## Job
Look through the data below and say how many of its lines contain "that", adding nothing else.

## Supplied information
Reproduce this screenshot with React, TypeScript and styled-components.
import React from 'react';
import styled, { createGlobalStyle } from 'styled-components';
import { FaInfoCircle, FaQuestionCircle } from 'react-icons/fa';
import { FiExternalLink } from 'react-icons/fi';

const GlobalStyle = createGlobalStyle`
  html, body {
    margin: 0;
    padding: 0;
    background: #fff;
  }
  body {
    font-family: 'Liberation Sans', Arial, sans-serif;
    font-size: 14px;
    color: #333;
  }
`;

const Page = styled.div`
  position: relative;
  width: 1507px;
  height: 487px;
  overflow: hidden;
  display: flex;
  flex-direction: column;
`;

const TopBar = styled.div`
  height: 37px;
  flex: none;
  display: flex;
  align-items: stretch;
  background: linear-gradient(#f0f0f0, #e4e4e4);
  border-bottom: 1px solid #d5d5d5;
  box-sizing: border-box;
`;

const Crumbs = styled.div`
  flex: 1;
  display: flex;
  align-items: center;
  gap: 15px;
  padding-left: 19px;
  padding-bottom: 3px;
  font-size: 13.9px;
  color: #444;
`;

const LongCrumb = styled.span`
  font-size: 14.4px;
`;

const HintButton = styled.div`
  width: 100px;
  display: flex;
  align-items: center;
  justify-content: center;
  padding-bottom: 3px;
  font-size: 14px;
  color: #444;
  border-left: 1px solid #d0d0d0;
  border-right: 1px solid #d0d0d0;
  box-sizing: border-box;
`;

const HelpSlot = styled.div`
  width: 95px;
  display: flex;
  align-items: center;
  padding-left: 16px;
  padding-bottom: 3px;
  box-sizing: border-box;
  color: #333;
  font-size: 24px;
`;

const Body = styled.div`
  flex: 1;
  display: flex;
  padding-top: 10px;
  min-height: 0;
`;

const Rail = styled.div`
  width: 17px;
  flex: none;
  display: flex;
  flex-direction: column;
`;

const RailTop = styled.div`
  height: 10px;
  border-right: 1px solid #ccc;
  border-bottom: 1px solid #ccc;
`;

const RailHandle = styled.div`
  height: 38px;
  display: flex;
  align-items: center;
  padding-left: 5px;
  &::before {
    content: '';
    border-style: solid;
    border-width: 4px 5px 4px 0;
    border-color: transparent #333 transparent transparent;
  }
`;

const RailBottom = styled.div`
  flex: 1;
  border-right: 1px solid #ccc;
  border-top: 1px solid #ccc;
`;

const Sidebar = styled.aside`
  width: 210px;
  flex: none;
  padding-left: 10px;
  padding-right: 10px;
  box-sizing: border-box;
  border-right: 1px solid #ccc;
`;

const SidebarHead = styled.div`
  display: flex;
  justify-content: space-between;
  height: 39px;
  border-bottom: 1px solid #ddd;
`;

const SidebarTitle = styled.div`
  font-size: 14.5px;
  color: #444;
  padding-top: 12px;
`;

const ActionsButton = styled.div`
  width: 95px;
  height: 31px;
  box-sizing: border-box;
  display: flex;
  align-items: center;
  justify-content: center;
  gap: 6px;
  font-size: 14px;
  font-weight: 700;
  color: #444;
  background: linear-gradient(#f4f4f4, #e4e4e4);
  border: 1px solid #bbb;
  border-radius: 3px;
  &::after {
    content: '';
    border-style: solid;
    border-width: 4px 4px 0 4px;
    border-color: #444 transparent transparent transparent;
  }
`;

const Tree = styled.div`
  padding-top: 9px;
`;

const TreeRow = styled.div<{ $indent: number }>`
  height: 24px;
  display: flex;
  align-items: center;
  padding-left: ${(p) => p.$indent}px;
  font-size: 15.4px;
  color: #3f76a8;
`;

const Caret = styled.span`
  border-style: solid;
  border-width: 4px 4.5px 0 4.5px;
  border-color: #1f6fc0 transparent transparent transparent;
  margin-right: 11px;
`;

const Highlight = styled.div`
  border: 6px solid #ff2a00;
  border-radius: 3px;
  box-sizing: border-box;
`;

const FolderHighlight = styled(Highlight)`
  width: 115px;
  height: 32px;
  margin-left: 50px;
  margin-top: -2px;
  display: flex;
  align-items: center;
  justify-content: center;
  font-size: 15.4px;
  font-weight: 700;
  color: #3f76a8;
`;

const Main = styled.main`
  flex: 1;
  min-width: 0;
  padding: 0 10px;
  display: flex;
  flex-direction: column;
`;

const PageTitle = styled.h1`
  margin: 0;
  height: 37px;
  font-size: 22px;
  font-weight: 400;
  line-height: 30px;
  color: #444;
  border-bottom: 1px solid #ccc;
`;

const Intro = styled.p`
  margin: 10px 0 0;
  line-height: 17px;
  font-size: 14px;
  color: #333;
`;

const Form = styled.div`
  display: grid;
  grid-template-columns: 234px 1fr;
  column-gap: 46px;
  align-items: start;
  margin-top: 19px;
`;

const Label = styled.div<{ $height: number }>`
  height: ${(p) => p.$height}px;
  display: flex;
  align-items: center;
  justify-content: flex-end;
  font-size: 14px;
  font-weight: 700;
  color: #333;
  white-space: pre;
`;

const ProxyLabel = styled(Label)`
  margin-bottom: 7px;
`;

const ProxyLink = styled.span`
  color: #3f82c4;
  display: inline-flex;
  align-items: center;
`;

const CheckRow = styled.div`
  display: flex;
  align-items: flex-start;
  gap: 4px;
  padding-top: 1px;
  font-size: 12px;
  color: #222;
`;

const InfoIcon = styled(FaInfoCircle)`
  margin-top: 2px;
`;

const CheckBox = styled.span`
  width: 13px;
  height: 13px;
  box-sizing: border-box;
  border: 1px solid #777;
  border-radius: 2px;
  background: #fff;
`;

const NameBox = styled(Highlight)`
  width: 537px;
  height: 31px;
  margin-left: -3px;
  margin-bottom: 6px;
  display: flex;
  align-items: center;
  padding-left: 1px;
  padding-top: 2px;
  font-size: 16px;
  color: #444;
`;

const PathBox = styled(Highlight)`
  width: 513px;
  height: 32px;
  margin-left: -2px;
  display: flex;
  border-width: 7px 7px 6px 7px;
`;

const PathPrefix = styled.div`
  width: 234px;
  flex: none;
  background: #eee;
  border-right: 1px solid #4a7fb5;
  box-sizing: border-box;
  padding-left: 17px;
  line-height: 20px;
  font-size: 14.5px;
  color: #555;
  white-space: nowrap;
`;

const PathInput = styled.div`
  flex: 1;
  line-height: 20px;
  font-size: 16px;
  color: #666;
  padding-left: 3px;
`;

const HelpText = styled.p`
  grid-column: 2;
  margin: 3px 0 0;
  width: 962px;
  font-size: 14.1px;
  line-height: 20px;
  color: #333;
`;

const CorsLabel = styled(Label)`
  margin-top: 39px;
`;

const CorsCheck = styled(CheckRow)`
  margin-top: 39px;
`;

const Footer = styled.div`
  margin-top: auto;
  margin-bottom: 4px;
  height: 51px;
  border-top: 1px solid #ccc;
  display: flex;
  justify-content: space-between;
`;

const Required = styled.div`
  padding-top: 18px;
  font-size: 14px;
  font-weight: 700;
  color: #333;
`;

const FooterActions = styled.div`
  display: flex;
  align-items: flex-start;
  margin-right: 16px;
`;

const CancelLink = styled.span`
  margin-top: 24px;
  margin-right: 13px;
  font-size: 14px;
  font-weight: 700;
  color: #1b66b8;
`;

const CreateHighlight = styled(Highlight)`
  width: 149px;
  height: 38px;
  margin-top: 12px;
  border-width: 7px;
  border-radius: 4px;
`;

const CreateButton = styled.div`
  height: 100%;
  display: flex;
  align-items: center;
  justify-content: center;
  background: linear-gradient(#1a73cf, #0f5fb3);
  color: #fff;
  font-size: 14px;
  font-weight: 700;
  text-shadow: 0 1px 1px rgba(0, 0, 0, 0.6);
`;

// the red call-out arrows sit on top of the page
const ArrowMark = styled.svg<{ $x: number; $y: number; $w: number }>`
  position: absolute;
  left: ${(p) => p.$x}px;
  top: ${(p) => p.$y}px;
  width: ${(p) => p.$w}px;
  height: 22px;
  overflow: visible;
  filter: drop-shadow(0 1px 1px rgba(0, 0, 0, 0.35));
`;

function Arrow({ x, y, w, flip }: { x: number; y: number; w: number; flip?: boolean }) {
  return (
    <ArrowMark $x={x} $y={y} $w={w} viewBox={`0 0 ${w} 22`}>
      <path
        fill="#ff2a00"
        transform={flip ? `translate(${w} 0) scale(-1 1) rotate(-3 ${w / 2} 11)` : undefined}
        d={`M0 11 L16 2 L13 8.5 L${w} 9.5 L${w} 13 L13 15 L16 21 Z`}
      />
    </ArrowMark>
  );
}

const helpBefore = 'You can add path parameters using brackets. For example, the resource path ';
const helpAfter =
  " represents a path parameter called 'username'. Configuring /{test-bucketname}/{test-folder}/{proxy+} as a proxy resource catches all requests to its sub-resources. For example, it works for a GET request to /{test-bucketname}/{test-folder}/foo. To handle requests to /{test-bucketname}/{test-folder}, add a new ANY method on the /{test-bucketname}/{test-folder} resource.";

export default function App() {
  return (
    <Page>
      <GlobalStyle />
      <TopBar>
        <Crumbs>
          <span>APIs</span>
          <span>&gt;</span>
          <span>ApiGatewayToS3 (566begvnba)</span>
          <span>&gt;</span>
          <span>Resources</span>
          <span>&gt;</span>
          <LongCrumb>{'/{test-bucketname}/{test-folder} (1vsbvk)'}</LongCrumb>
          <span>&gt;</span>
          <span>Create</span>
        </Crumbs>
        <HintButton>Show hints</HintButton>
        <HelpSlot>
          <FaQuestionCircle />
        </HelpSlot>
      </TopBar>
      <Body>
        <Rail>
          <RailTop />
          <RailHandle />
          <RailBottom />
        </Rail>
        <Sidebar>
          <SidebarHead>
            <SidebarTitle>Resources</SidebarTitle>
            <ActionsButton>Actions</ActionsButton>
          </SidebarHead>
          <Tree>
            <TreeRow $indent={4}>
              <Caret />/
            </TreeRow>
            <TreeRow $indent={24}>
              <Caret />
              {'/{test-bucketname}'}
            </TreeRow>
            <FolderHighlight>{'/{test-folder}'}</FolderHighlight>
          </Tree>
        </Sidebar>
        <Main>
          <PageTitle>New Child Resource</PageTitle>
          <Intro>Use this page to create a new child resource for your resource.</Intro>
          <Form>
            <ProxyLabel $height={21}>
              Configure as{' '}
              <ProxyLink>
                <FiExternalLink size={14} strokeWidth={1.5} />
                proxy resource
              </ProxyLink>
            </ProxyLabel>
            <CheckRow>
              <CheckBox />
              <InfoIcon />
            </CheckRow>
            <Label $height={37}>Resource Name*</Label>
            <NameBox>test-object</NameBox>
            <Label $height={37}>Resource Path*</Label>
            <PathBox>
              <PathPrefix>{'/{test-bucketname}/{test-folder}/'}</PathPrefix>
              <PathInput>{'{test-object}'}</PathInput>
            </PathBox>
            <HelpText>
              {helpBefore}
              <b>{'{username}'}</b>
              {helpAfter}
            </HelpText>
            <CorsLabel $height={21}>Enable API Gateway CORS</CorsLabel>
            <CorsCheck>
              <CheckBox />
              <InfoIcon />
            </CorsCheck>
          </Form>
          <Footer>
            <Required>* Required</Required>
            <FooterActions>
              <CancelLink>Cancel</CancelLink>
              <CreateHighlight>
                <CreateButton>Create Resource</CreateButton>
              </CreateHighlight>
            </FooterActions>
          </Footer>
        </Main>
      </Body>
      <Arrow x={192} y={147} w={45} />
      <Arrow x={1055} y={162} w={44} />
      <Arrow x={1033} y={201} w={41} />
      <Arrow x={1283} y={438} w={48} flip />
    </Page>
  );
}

...

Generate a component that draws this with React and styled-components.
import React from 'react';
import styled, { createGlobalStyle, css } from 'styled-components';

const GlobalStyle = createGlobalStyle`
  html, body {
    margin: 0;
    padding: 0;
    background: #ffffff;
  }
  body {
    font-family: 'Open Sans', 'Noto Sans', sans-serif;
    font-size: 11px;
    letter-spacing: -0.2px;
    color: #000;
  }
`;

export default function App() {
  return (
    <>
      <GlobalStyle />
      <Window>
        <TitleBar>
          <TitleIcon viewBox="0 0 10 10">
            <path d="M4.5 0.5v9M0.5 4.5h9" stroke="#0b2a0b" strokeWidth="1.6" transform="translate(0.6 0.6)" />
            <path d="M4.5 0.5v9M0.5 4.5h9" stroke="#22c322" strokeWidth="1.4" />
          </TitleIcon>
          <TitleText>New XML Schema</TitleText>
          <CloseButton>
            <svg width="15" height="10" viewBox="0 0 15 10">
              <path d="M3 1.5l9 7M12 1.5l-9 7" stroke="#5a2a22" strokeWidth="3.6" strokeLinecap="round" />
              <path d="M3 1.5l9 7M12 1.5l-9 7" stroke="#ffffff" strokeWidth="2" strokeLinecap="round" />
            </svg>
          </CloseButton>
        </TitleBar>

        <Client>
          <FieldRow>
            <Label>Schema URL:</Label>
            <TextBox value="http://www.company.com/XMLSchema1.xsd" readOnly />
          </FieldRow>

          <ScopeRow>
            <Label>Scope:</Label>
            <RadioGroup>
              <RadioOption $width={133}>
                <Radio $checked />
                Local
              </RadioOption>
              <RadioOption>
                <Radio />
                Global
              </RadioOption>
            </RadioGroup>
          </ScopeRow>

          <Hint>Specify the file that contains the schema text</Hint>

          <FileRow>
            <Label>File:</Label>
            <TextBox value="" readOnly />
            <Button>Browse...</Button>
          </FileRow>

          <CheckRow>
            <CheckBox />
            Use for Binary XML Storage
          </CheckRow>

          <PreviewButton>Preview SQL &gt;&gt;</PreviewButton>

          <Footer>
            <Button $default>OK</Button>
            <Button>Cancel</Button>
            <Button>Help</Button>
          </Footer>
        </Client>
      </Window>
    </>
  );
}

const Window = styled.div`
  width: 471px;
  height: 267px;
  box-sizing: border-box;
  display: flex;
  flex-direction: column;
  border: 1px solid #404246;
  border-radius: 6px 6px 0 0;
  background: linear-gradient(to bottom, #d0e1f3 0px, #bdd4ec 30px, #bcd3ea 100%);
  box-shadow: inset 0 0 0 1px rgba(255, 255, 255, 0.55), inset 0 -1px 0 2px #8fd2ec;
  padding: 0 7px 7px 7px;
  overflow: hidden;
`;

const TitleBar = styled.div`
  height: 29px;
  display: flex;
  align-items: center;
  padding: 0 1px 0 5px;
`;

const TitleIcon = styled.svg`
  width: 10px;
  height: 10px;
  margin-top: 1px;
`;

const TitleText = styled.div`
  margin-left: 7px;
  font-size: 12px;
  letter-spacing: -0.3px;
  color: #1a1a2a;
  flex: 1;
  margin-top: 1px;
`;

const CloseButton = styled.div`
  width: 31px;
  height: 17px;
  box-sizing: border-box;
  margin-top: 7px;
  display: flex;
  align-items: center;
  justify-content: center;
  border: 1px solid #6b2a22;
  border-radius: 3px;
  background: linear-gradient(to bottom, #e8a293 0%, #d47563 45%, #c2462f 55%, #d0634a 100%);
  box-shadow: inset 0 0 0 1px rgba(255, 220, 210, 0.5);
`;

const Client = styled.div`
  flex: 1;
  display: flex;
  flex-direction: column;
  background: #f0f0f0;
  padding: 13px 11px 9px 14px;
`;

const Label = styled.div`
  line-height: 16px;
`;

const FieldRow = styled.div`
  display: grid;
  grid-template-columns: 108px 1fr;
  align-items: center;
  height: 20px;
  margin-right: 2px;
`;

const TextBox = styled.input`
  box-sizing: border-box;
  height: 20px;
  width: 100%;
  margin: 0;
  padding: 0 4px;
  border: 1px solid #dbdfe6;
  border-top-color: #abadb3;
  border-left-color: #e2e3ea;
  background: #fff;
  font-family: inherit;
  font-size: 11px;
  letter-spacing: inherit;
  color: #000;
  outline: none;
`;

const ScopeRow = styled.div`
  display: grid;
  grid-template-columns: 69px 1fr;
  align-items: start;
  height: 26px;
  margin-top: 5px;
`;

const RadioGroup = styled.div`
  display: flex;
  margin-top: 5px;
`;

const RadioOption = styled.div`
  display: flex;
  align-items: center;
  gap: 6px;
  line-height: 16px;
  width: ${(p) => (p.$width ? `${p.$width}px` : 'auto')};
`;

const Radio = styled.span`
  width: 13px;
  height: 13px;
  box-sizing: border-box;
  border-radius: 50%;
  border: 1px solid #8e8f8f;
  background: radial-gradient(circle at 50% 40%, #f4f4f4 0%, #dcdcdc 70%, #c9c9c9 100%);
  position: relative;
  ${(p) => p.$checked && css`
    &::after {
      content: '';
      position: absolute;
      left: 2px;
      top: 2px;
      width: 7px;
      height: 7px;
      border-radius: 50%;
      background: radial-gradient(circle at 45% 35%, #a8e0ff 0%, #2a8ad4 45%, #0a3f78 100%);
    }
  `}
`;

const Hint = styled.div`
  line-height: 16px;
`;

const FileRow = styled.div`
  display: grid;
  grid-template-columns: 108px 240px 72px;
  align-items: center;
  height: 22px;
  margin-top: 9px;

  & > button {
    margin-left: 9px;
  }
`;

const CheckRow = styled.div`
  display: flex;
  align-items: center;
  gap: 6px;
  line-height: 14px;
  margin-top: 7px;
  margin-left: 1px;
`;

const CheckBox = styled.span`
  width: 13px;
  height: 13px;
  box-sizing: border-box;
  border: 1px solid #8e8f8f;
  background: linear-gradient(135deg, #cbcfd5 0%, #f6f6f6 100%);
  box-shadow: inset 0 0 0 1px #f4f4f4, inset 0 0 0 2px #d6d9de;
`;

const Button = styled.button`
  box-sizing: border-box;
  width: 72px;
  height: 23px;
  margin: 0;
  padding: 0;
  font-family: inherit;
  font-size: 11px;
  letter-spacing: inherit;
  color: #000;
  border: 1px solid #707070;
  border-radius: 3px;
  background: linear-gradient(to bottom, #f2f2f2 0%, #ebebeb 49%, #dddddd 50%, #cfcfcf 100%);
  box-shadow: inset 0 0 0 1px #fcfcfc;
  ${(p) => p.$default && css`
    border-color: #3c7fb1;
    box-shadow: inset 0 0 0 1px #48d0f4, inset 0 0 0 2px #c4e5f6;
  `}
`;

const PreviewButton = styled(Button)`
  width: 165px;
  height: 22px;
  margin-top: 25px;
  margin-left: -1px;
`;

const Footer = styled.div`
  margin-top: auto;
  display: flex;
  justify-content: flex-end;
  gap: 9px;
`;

## Worked solution
2